Опять можно напомнить Чинелли: множество святых прошли через это -- хотели "вникать и познавать". А что до охоты, то и святой Евстафий был отличен от Франческо, -- был "великий ловец" и тоже "должен был наложить на себя зарок не убивать животных". И не один Евстафий: еще, например, Юлиан Милостивый...
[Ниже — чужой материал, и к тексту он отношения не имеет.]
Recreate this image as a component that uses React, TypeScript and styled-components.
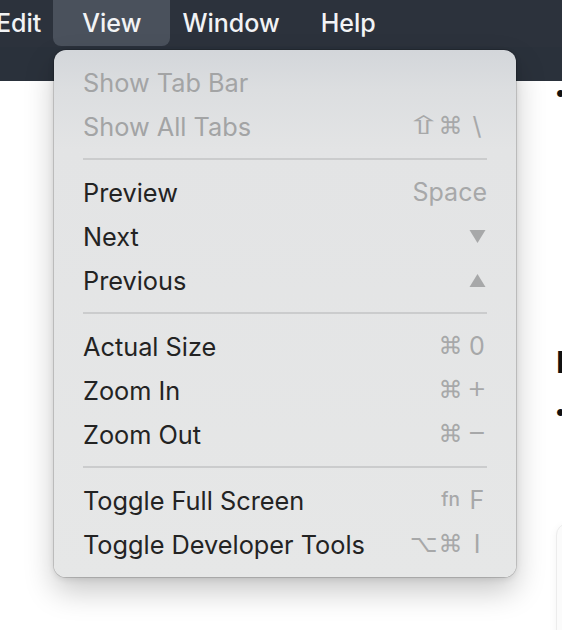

Слово за словом повторяет Чинелли те злые и упорные в искажении действительности мнения о Толстом, на которых основана вражда и даже ненависть к нему еще очень, очень большого числа людей. "Мое истинное "я" презираемо окружающими", горько говорил он в старости, записывая свои "дни и дела" в Ясной Поляне. Это "я" было "презираемо" не только некоторыми из окружавших его в Ясной Поляне, но и тысячами тысяч из тех, которыми окружала его и Россия, и Европа, и Америка. "Презираемо" и до сих пор. Я не выбирал Чинелли -- я случайно узнал о его "громадном и превосходном труде" от Амфитеатрова и увидал, сколь Чинелли не случаен, сколь он типичен. Вот хотя бы то, как сошлись на вражде к Толстому молодой итальянский писатель и старый русский. Русский писатель должен был бы знать и понимать Толстого во сто раз лучше всякого иностранного. Но вот -- полное единодушие, такое, что чем дальше читаешь статью Амфитеатрова, тем все меньше понимаешь, кто говорит: Амфитеатров или Чинелли?

Амфитеатров говорит:

-- В любви к женщине и в бунте против этой любви -- весь Толстой. Он так много любил, что перелюбил. И как он любил? Никто не любил более по человечески, менее духовно, чем он. И как скоро ударил час его телесного упадка, он, в озлоблении, что теряет телесную силу, которая роднила его с матерью-землей, озлобился на целых 30 лет, стал, грязно ругаясь, старчески бунтуя, -- всромните мрачную похоть о. Сергия, -- проповедывать безусловное целомудрие.